Mon mari demande de vivre dignement auprès de sa femme, dans un pays où il vit depuis plusieurs années. Quant à moi, je veux aussi vivre dans des conditions saines, sans avoir en continu la peur au ventre, de crainte que mon mari ne rentre pas parce qu’il a été arrêté ou parce qu’il a eu un accident sur un chantier où il travaillerait au noir.
Notre vie ressemble à celle de milliers de couples mixtes obligés de vivre dans la clandestinité à cause de lois absurdes qui ont été élaborés dans le but de stigmatiser les étrangers. On prétend faire ce genre de loi parce qu’ « ils » veulent profiter des aides sociales de la France et refusent de s’intégrer. Il y a sûrement des gens qui abusent, comme on peut abuser de n’importe quel avantage. Mais sachez que ces lois ont justement comme objectif d’empêcher les immigrés de s’intégrer en les empêchant d’apprendre le français (la plupart des organismes notamment les cours municipaux demandent des titres de séjour à l’inscription).

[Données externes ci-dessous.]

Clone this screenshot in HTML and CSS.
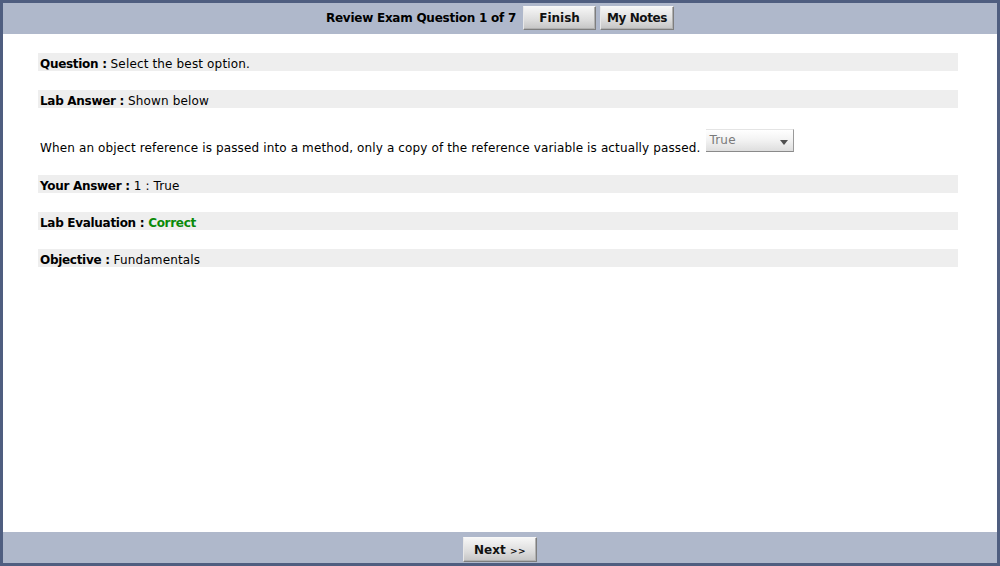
FILE: index.html
```html
<!DOCTYPE html>
<html>
<head>
<meta charset="utf-8">
<link rel="stylesheet" href="styles.css">
</head>
<body>
<div class="frame">
  <div class="bar top">
    <span class="title">Review Exam Question 1 of 7</span>
    <button class="btn finish">Finish</button>
    <button class="btn notes">My Notes</button>
  </div>
  <div class="content">
    <div class="row"><b>Question :</b> Select the best option.</div>
    <div class="row"><b>Lab Answer :</b> Shown below</div>
    <div class="sentence">
      <span class="stext">When an object reference is passed into a method, only a copy of the reference variable is actually passed.</span>
      <span class="select"><span class="sval">True</span><span class="arrow"></span></span>
    </div>
    <div class="row"><b>Your Answer :</b> 1 : True</div>
    <div class="row"><b>Lab Evaluation :</b> <b class="ok">Correct</b></div>
    <div class="row"><b>Objective :</b> Fundamentals</div>
  </div>
  <div class="bar bottom">
    <button class="btn next">Next <span class="gt">&gt;&gt;</span></button>
  </div>
</div>
</body>
</html>
```
FILE: styles.css
```css
html, body {
  margin: 0;
  padding: 0;
}
body {
  font-family: "DejaVu Sans", Verdana, sans-serif;
  font-size: 12px;
  color: #000;
}
b {
  letter-spacing: -0.3px;
}
.frame {
  width: 1000px;
  height: 566px;
  box-sizing: border-box;
  border: 3px solid #4f5e80;
  display: flex;
  flex-direction: column;
  background: #fff;
}
.bar {
  background: #afb8cb;
  height: 31px;
  display: flex;
  justify-content: center;
  align-items: flex-start;
  flex: none;
}
.bar.top {
  padding-top: 3px;
  box-sizing: border-box;
}
.bar.bottom {
  padding-top: 5px;
  box-sizing: border-box;
}
.title {
  font-weight: bold;
  font-size: 12px;
  line-height: 24px;
  margin-right: 7px;
  letter-spacing: -0.25px;
}
.btn {
  font-family: "DejaVu Sans", Verdana, sans-serif;
  font-weight: bold;
  font-size: 12px;
  height: 24px;
  padding: 0;
  background: linear-gradient(#f6f6f6, #dcdcdc 60%, #c4c4c4);
  border: 1px solid;
  border-color: #f8f8f8 #7e7e7e #7e7e7e #e8e8e8;
  color: #111;
  box-shadow: inset -1px -1px 0 #b0b0b0;
}
.finish { width: 73px; }
.notes { width: 74px; margin-left: 4px; letter-spacing: -0.4px; }
.next { width: 74px; height: 25px; }
.gt { font-size: 9px; letter-spacing: 0.5px; }
.content {
  flex: 1;
  padding: 19px 0 0 35px;
}
.row {
  width: 918px;
  height: 16px;
  padding-top: 2px;
  line-height: 18px;
  padding-left: 2px;
  background: #eeeeee;
  margin-bottom: 19px;
  white-space: nowrap;
  letter-spacing: 0.15px;
}
.ok { color: #0a8a0a; }
.sentence {
  display: flex;
  align-items: flex-end;
  height: 23px;
  margin: -19px 0 23px 0;
  padding-top: 21px;
  padding-left: 2px;
}
.stext {
  line-height: 14px;
  margin-bottom: -3px;
  letter-spacing: 0.13px;
}
.select {
  margin-left: 6px;
  width: 88px;
  height: 23px;
  box-sizing: border-box;
  background: linear-gradient(#ffffff, #f2f2f2 50%, #dedede);
  border-bottom: 1px solid #8a8a8a;
  border-right: 1px solid #9a9a9a;
  border-top: 1px solid #e4e4e4;
  position: relative;
  display: block;
}
.sval {
  position: absolute;
  left: 3px;
  top: 3px;
  color: #7a7a7a;
  font-size: 12px;
  line-height: 14px;
  letter-spacing: 0.2px;
}
.arrow {
  position: absolute;
  right: 5px;
  top: 10px;
  width: 0;
  height: 0;
  border-left: 4px solid transparent;
  border-right: 4px solid transparent;
  border-top: 5px solid #505050;
}
```
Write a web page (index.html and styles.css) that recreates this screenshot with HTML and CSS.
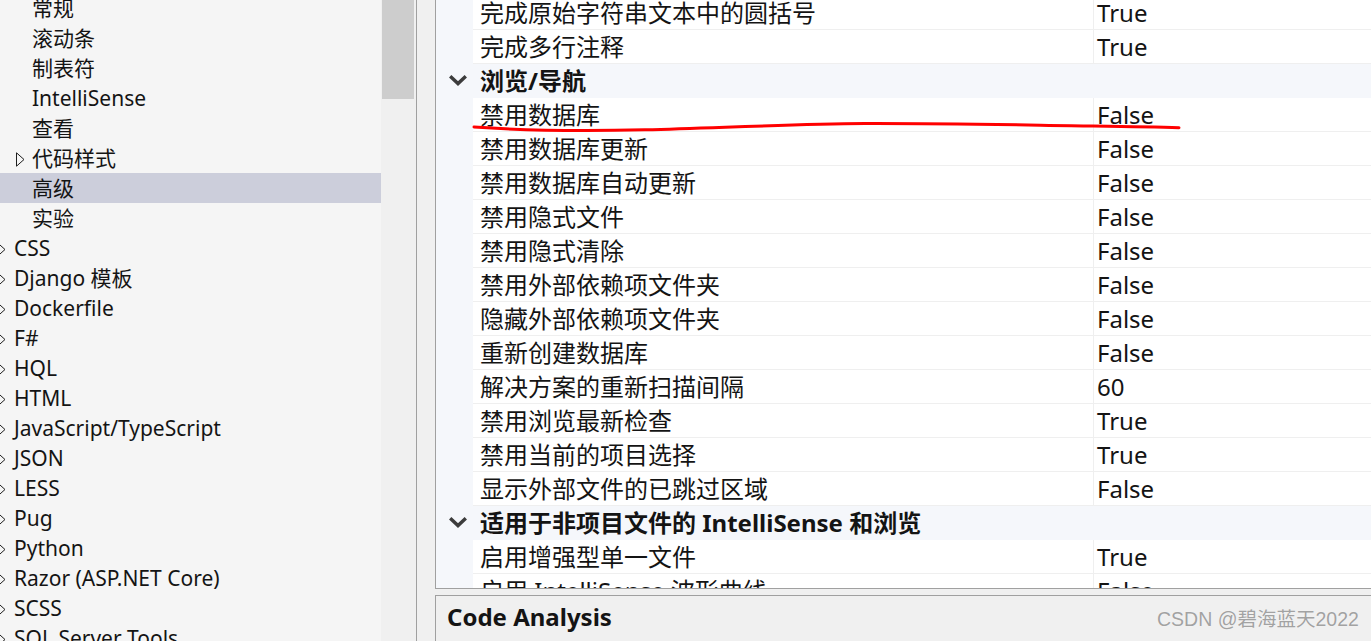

Mon courrier est maintenant fini. L’heure est venu d’y apposer ma signature : Mme Anne O’Neem épouse Kimliksiz. Vous n’en saurez pas plus, car les risques que je fais prendre à mon mari en écrivant, m’oblige à la plus grande discrétion. Askim et moi écrirons ensemble la suite de ce conte que nous aurions aimé vivre autrement. Nous espérons qu’il se terminera par « ils vécurent heureux ensemble » ; mais nous savons que la route administrative sera longue et parsemée d'embûches.